Canon EOS 7D

Canon's new mid-range DSLR shines as a video camera but high-resolution sensor stumbles in the dark.

Dec 2, 2009
By Dan Havlik

Canon 7D

The EOS-7D offers some very advanced new HD and still image features and is a great "second" camera in your bag.
The so-called mid-level pro digital SLR category has been a pretty popular one for budget-conscious photographers so it's been a surprise that Canon has released such lackluster cameras at this price point in recent years. You know what I'm talking about. Canon EOS 30D, 40D, 50D anyone?

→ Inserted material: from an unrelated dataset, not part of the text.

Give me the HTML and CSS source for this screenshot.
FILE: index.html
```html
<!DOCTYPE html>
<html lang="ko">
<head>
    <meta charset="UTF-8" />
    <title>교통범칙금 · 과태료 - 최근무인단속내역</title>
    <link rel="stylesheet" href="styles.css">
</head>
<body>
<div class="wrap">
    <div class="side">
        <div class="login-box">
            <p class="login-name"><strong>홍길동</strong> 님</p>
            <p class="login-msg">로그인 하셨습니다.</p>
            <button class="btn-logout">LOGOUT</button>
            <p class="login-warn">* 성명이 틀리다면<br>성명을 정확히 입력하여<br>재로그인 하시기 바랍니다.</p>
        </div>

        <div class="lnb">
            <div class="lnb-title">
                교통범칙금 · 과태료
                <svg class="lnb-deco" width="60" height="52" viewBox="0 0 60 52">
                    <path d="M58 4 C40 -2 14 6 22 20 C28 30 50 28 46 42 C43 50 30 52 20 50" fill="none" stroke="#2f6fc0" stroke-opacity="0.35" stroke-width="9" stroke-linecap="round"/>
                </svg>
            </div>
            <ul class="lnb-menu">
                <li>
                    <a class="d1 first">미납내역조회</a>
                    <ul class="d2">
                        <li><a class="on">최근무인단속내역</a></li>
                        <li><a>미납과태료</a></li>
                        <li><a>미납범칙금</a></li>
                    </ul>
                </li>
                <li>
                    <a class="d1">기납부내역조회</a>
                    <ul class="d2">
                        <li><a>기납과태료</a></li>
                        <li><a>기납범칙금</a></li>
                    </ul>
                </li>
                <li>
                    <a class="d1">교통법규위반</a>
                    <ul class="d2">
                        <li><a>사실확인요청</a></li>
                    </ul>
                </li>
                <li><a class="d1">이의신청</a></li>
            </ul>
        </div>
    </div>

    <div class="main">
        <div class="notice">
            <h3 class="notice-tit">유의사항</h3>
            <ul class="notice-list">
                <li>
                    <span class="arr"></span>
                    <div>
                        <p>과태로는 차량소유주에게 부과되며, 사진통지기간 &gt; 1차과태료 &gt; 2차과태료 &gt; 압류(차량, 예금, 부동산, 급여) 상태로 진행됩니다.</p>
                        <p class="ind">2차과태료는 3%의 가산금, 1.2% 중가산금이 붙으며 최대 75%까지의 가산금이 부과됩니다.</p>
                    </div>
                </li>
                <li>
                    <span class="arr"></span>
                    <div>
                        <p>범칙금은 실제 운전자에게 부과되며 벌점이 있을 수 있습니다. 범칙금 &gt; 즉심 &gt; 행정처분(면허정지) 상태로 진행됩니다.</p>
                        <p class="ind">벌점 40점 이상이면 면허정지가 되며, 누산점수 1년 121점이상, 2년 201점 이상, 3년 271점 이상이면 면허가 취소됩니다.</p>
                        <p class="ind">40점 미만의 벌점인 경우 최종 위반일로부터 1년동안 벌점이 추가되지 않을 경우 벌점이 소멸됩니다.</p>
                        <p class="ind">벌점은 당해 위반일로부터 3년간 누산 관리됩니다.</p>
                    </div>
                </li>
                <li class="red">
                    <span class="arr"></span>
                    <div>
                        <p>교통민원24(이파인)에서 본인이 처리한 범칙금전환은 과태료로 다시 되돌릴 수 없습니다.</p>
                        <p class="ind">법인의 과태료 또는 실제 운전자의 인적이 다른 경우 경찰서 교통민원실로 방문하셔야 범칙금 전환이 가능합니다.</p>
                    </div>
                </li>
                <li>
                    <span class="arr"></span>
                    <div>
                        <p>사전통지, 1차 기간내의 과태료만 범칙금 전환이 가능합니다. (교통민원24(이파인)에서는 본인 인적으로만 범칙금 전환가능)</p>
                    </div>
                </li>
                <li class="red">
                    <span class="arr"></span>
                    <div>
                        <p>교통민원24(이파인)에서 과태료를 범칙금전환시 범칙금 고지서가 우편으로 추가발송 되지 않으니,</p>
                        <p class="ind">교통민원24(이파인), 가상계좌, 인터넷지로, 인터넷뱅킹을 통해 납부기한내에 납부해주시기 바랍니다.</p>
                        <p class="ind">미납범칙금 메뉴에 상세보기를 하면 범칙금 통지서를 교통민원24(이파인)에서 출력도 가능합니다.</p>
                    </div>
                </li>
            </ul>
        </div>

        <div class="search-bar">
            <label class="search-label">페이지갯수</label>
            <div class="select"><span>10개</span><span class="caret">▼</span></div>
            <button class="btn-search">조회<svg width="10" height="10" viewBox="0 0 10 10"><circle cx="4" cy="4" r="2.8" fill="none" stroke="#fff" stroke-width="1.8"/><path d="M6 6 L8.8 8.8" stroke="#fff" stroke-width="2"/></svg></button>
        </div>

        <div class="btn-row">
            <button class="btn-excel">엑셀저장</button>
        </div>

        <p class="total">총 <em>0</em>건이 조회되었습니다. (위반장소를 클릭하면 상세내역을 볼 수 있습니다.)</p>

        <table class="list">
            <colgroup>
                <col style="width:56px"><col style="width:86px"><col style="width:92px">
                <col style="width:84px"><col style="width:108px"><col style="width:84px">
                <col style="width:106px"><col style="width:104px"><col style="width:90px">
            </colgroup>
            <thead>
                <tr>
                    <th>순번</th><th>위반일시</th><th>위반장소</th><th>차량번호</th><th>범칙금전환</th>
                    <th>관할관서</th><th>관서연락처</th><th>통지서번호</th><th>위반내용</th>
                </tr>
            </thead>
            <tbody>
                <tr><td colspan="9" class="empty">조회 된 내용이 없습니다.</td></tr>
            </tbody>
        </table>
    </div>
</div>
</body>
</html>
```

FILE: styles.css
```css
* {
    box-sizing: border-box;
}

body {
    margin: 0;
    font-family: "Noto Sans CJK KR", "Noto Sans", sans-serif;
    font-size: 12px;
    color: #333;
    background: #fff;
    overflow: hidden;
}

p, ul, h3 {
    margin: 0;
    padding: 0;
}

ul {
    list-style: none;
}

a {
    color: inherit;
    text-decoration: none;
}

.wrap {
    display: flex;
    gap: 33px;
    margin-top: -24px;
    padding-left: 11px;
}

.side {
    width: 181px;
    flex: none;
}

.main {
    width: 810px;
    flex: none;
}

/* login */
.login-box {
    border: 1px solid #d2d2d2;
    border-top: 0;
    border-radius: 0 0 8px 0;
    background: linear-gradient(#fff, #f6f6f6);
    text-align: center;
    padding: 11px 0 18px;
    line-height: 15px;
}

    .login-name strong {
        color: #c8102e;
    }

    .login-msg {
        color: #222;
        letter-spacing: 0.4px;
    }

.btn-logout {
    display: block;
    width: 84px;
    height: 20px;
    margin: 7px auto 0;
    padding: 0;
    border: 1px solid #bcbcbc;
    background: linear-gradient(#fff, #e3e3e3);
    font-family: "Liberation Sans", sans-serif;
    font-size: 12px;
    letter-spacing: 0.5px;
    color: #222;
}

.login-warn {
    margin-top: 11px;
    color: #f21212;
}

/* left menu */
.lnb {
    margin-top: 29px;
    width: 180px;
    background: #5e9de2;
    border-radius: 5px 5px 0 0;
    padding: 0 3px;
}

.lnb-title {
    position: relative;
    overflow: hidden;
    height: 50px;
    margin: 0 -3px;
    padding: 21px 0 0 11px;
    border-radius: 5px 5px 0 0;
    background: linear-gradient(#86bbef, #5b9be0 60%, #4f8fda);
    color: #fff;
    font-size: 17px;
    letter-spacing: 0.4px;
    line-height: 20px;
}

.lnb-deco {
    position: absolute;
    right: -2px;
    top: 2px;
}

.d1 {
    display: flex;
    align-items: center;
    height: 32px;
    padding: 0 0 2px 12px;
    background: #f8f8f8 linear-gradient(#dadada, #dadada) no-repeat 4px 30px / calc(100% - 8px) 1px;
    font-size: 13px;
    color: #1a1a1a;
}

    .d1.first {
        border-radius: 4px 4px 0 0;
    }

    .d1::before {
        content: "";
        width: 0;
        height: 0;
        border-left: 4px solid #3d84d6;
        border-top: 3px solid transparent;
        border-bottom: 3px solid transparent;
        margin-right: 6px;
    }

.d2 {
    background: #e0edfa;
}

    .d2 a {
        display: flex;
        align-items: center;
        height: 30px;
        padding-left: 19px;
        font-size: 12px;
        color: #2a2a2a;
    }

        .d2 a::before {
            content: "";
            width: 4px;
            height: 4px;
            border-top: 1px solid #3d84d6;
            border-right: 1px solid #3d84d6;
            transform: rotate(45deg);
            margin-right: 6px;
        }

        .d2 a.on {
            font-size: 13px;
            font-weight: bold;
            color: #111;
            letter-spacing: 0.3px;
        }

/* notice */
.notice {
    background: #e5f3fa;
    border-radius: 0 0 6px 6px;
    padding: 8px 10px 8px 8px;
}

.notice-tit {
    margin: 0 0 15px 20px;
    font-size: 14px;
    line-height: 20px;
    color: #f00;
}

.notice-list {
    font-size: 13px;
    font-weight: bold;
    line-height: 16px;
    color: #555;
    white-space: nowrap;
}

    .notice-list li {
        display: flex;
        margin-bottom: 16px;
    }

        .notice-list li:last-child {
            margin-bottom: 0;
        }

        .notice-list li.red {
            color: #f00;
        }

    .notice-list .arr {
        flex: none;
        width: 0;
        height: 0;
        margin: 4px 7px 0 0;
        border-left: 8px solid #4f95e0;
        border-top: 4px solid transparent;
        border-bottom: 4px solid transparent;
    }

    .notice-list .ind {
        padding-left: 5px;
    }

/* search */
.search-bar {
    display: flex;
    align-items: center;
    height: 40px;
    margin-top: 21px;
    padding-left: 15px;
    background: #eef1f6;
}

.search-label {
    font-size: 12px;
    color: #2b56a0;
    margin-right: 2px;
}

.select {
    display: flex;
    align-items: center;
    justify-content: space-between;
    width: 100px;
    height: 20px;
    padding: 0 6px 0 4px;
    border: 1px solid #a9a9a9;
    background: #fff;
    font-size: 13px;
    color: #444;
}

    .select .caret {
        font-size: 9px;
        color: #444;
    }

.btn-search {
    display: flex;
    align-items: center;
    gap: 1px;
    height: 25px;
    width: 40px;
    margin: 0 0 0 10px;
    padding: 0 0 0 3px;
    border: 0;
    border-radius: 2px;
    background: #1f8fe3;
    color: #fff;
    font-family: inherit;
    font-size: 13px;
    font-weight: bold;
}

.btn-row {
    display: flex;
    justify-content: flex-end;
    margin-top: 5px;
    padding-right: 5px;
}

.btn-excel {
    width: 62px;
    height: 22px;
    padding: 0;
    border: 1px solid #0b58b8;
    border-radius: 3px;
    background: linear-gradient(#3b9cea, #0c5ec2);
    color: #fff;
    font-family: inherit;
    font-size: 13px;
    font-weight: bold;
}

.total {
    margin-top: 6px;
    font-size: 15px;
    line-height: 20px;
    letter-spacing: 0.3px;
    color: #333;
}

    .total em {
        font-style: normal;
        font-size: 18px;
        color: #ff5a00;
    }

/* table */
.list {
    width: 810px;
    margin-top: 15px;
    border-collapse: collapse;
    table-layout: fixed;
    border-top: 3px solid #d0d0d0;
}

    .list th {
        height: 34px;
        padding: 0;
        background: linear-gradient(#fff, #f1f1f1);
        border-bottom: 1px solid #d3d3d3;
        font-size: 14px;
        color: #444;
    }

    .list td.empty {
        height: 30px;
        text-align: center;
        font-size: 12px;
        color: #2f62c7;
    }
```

While these models may have been pretty decent sellers for Canon in the $1,200-$1,300 prosumer sweet spot, they didn't exactly thrill when it came to new features or dramatically improved image quality. It didn't help much that with each new mid-level pro introduction,Canon upped the resolution on the camera's APS-C sized (aka non-full-frame) image sensor, making it just a bit more susceptible to noise at high ISOs.

So most of the smart money this fall was on conservative Canon releasing a rote follow-up to the 50D, maybe with a few more pixels, a slightly faster frame rate and a new badge with a 60D model name on it. Instead, what we got, while not quite revolutionary, was definitely unexpected: the HD-shooting Canon EOS 7D.

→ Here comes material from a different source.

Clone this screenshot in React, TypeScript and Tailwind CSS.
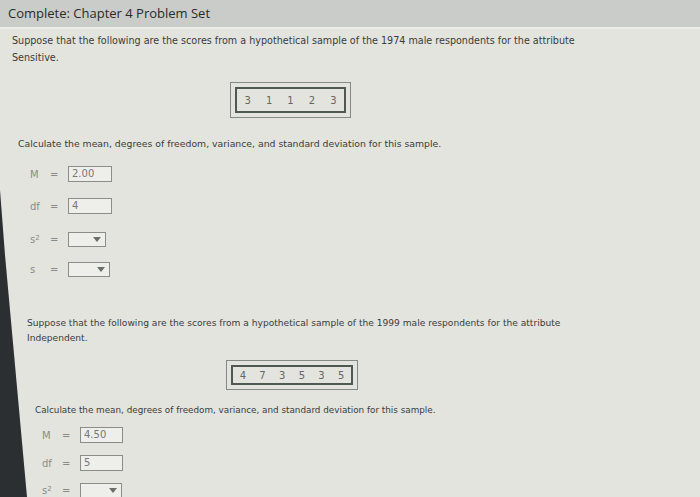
import React from "react"

function Field({ value, w = "w-[44px]" }: { value: string; w?: string }) {
	return (
		<div className={`${w} h-[16px] border border-[#8a8d88] bg-[#eeefea] text-[#777] text-[10px] leading-[14px] pl-[3px]`}>
			{value}
		</div>
	)
}

function Drop({ w = "w-[40px]" }: { w?: string }) {
	return (
		<div className={`${w} h-[15px] border border-[#8a8d88] bg-[#eeefea] flex items-center justify-end pr-[4px]`}>
			<svg width="8" height="5" viewBox="0 0 8 5">
				<path d="M0 0 L8 0 L4 5 Z" fill="#6b6e6a" />
			</svg>
		</div>
	)
}

function Row({
	label,
	sup,
	children,
	className,
}: {
	label: string
	sup?: boolean
	children: React.ReactNode
	className: string
}) {
	return (
		<div className={`flex items-center text-[10px] text-[#8a8c88] ${className}`}>
			<div className="w-[20px]">
				{label}
				{sup && <sup className="text-[7px]">2</sup>}
			</div>
			<div className="w-[18px]">=</div>
			{children}
		</div>
	)
}

function Scores({ items, className }: { items: string[]; className: string }) {
	return (
		<div className={`border border-[#858a86] p-[4px] ${className}`}>
			<div className="border-2 border-[#4f5852] h-full flex items-center">
				{items.map((n, i) => (
					<div key={i} className="flex-1 text-center text-[10px] text-[#666]">
						{n}
					</div>
				))}
			</div>
		</div>
	)
}

export default function App() {
	return (
		<div className="relative w-[700px] h-[497px] overflow-hidden bg-[#e3e4de] font-['DejaVu_Sans',sans-serif] text-[#3a3b3a]">
			<div className="h-[29px] bg-[#c9ccc8] border-b-2 border-[#eceee9] flex items-center pl-[8px] font-['Open_Sans',sans-serif] text-[13px] text-[#2a2b2a]">
				Complete: Chapter 4 Problem Set
			</div>

			<p className="ml-[12px] mt-[3px] w-[620px] text-[9.6px] leading-[17px]">
				Suppose that the following are the scores from a hypothetical sample of the 1974 male respondents for the attribute
				<br />
				Sensitive.
			</p>

			<Scores items={["3", "1", "1", "2", "3"]} className="ml-[230px] mt-[16px] w-[121px] h-[36px]" />

			<p className="ml-[18px] mt-[19px] text-[9.3px] leading-[14px]">
				Calculate the mean, degrees of freedom, variance, and standard deviation for this sample.
			</p>

			<Row label="M" className="ml-[30px] mt-[15px]">
				<Field value="2.00" />
			</Row>
			<Row label="df" className="ml-[30px] mt-[16px]">
				<Field value="4" />
			</Row>
			<Row label="s" sup className="ml-[30px] mt-[18px]">
				<Drop w="w-[38px]" />
			</Row>
			<Row label="s" className="ml-[30px] mt-[15px]">
				<Drop w="w-[42px]" />
			</Row>

			<p className="ml-[27px] mt-[39px] w-[620px] text-[9.1px] leading-[15px]">
				Suppose that the following are the scores from a hypothetical sample of the 1999 male respondents for the attribute
				<br />
				Independent.
			</p>

			<Scores items={["4", "7", "3", "5", "3", "5"]} className="ml-[226px] mt-[14px] w-[132px] h-[30px]" />

			<p className="ml-[35px] mt-[13px] text-[8.8px] leading-[14px]">
				Calculate the mean, degrees of freedom, variance, and standard deviation for this sample.
			</p>

			<Row label="M" className="ml-[42px] mt-[10px]">
				<Field value="4.50" w="w-[43px]" />
			</Row>
			<Row label="df" className="ml-[42px] mt-[12px]">
				<Field value="5" w="w-[43px]" />
			</Row>
			<Row label="s" sup className="ml-[42px] mt-[12px]">
				<Drop w="w-[42px]" />
			</Row>

			{/* monitor bezel visible at the left edge of the photo */}
			<div className="absolute inset-0 bg-[#2c2f31] [clip-path:polygon(0_190px,5px_255px,27px_497px,0_497px)]" />
		</div>
	)
}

Though adding high definition video to a mid-range DSLR was, perhaps, inevitable, it's the level to which Canon has amped up the HD video features on the 7D that's turned heads among photographers and independent filmmakers. This was no mere replacement for the 50D. It felt like a whole new category.

And that, according to Canon, is quite literally true. The company says the 15.1-megapixel 50D will remain in the line-up (at the time of this writing it was still selling for around $1,300) while the 18-megapixel 7D ($1,700) will carve out a new niche just below the full-frame HD-capable 5D Mark II ($2,700). Canon's mid-level lineup seems to be getting pretty crowded, no?

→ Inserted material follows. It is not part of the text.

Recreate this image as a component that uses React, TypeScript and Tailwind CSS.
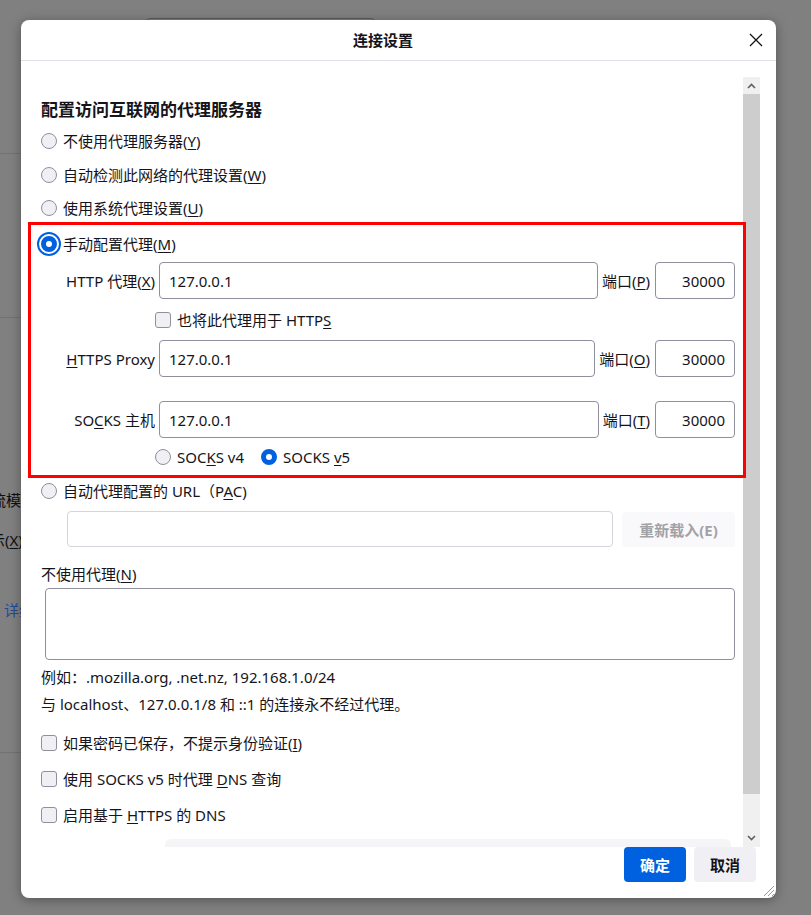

As already mentioned, the 7D seeks to stand head and shoulders above other cameras in this category—including Canon's own models—by attempting to overhaul just what a mid-level digital SLR can do. And in many ways Canon succeeds with the 7D, offering a bounty of selectable frame rates (24p, 25p, 30p) for 1080p HD capture; a stellar new autofocus system; and very fast overall performance with 8 frames per second shooting speed and a fat buffer that'll let you keep on shooting and shooting.

There are also dozens of helpful picture-taking tweaks including a new spot autofocus mode; a Dual Access Electronic Level control for keeping shots straight; and a completely revamped metering system. (And that's just to name a few.)

But where the camera breaks little new ground is in its image sensor technology. With the 7D, we once again have an APS-C sized CMOS sensor with a 1.6x magnification ("crop") factor that will help you get closer to the action but won't do your wide-angle lenses any favors.

And there's the requisite bump up in resolution to 18 megapixels, making the individual pixel size on the 7D's chip just about as small as any Canon DSLR I can remember at just 4.3 microns. (In contrast, the 50D's pixel are 4.7 microns while the consumer-oriented Rebel T1i are 4.5 microns apiece.)

Though these are "gapless" pixels which Canon claims have better light gathering capabilities than regular pixels, and the 7D boasts twin Digic 4 image processors to help tamp down noise, what does this mean to image quality? Let's take a look.


I received a 7D loan about the same time as my occasional PDN co-tester Jason Groupp,, was forced to make a last minute rental of a 7D after his 5D workhorse was stolen while shooting a wedding. Though losing the 5D was a bummer for Jason, I was anxious to hear his thoughts on the 7D since he was now in the market for a second body to replace the stolen camera.

In the past, Jason has owned Canon 20D's and 30D's as back-up bodies but switched to strictly full-frame models after the 5D and 5D Mark II came out. Though he was considering buying a 5D II as a second camera, even used models were selling for several hundred dollars more than a new 7D.

Plus, the 7D has the coveted 24p frame rate HD mode which mimics the look of a traditional "filmed" movie and is easier to transcode than 30p. If you're a working videographer, 24p is really the only way to go.

Yes, Canon has said it plans to offer a firmware upgrade for the 5D Mark II in the first half of next year which will allow it to shoot 24p, but who knows when that'll really happen. And who has time to wait?

Jason, like a lot of wedding photographers out there now, has been adding video to his list of services and a camera like the 7D could be a very useful tool. What photographers are quickly learning, though, is that just owning a DSLR that shoots HD is not the answer.